Rural Housing Service programs covered by the law are “Rural Housing Site Loans and Self-Help Housing Land Development Loans, Rural Rental Housing Loans (Section 515), Section 538 Rural Rental Housing Guaranteed Loans, The RD Multi-Family Housing Revitalization Demonstration Program (MPR), and Community Facilities Loans and Grants. RD has confirmed to CARH that RD’s Rural Rental Assistance Program (Section 521) does not apply to BABAA.
A Project is subject to BABAA if:
- The Project is for a Non-Federal Entity (Includes any state government, local government, Indian Tribe, Institution of higher education (IHE) or Nonprofit organization).
- The Project is for infrastructure such as structures, facilities and equipment for certain project types including buildings and real property, which RD has confirmed includes multifamily properties but again only if the owner of the property is a non-profit as outlined earlier in this email.

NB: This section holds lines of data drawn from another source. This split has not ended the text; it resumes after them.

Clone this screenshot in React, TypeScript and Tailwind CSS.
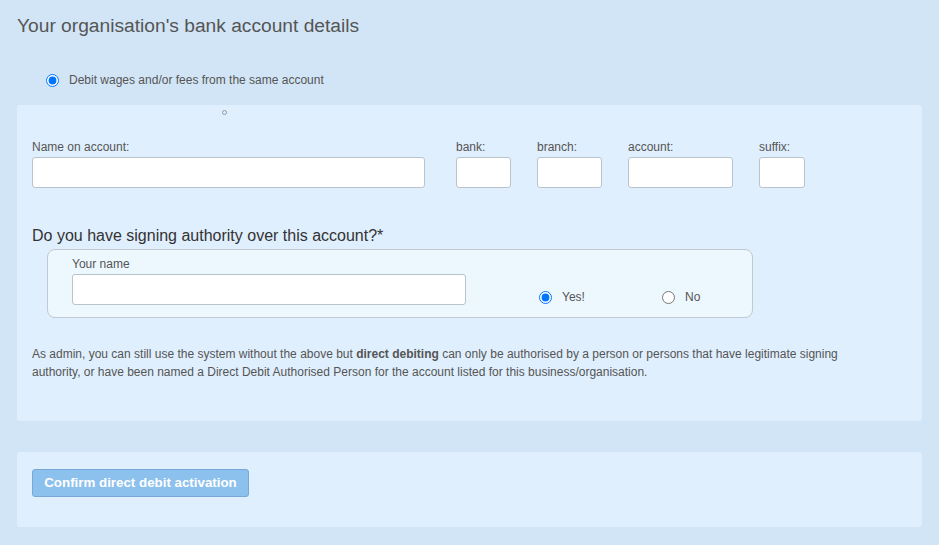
export default function App() {
  const fields = [
    { label: 'bank:', w: 'w-[55px]' },
    { label: 'branch:', w: 'w-[65px]' },
    { label: 'account:', w: 'w-[105px]' },
    { label: 'suffix:', w: 'w-[46px]' },
  ]

  return (
    <div className="min-h-[545px] bg-[#d2e5f6] pt-[14px] pb-[19px] font-['Liberation_Sans',Arial,sans-serif] text-[#555]">
      <h1 className="pl-[17px] text-[19.2px] leading-[24px] text-[#555]">
        Your organisation's bank account details
      </h1>

      <label className="mt-[34px] flex h-[16px] items-center gap-[10px] pl-[46px] text-[12px]">
        <input type="radio" defaultChecked className="m-0 h-[13px] w-[13px]" />
        Debit wages and/or fees from the same account
      </label>

      {/* Bank account panel */}
      <div className="mx-[17px] mt-[17px] rounded-[3px] bg-[#e0effd] px-[15px] pb-[40px]">
        <div className="ml-[190px] pt-[5px]">
          <div className="h-[5px] w-[5px] rounded-full border border-[#999]" />
        </div>

        <div className="mt-[25px] flex">
          <div className="mr-[31px]">
            <div className="mb-[3px] text-[12px] leading-[14px]">Name on account:</div>
            <input className="h-[31px] w-[393px] rounded-[3px] border border-[#b9c3cc] bg-white" />
          </div>
          {fields.map(f => (
            <div key={f.label} className="mr-[26px]">
              <div className="mb-[3px] text-[12px] leading-[14px]">{f.label}</div>
              <input className={`h-[31px] ${f.w} rounded-[3px] border border-[#b9c3cc] bg-white`} />
            </div>
          ))}
        </div>

        <h2 className="mt-[38px] text-[16px] leading-[20px] text-[#333]">
          Do you have signing authority over this account?*
        </h2>

        <div className="ml-[15px] mt-[3px] flex h-[69px] w-[706px] rounded-[8px] border border-[#c2c9d0] bg-[#edf7fe] pl-[24px] pt-[7px]">
          <div>
            <div className="mb-[3px] text-[12px] leading-[14px]">Your name</div>
            <input className="h-[31px] w-[394px] rounded-[3px] border border-[#b9c3cc] bg-white" />
          </div>
          <div className="ml-[73px] mt-[32px] flex h-[16px] text-[12px]">
            <label className="flex w-[123px] items-center gap-[10px]">
              <input type="radio" name="auth" defaultChecked className="m-0 h-[13px] w-[13px]" />
              Yes!
            </label>
            <label className="flex items-center gap-[10px]">
              <input type="radio" name="auth" className="m-0 h-[13px] w-[13px]" />
              No
            </label>
          </div>
        </div>

        <p className="mt-[27px] w-[840px] text-[12px] leading-[18px]">
          As admin, you can still use the system without the above but <b>direct debiting</b> can only be
          authorised by a person or persons that have legitimate signing authority, or have been named a
          Direct Debit Authorised Person for the account listed for this business/organisation.
        </p>
      </div>

      {/* Confirm panel */}
      <div className="mx-[17px] mt-[31px] rounded-[3px] bg-[#e0effd] px-[15px] pb-[30px] pt-[17px]">
        <button className="h-[28px] w-[217px] rounded-[3px] border border-[#76a9d9] bg-[#8cc0ed] text-[13.333px] font-bold text-white">
          Confirm direct debit activation
        </button>
      </div>
    </div>
  )
}
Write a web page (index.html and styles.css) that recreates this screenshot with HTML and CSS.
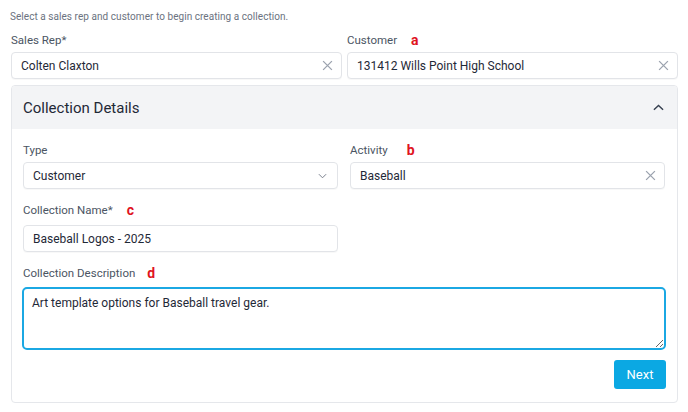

- The Project is for construction including altering, maintaining, or repairing.
USDA may waive the application of the domestic content procurement preference in the case of one of the following three exceptions:
- Nonavailability. The types of iron, steel, manufactured products, or construction materials are not produced in the U.S. in sufficient and reasonably available quantities or of a satisfactory quality; or
- Unreasonable Cost. The inclusion of iron, steel, manufactured products, or construction materials produced in the U.S. will increase the cost of the overall project by more than 25 percent.
- Public Interest. Applying the domestic content procurement preference would be inconsistent with public interest.
De Minimis, Small Grants and Minor Components Waiver include:
- De minimis (setting a threshold of 5% of project costs up to a maximum of $1,000,000)
- Small Grants (awards below the Simplified Acquisition Threshold which is currently $250,000)
- Minor Components
USDA agencies are responsible for processing and approving waivers by recipients. To the greatest extent practicable, waivers should be targeted to specific products and projects.
If a recipient receives funding from multiple federal agencies for a single project, the recipient must submit their waiver request to the federal awarding agency that contributes the greatest amount of federal funds for the infrastructure project. This agency will take the responsibility for coordinating with the other federal awarding agencies.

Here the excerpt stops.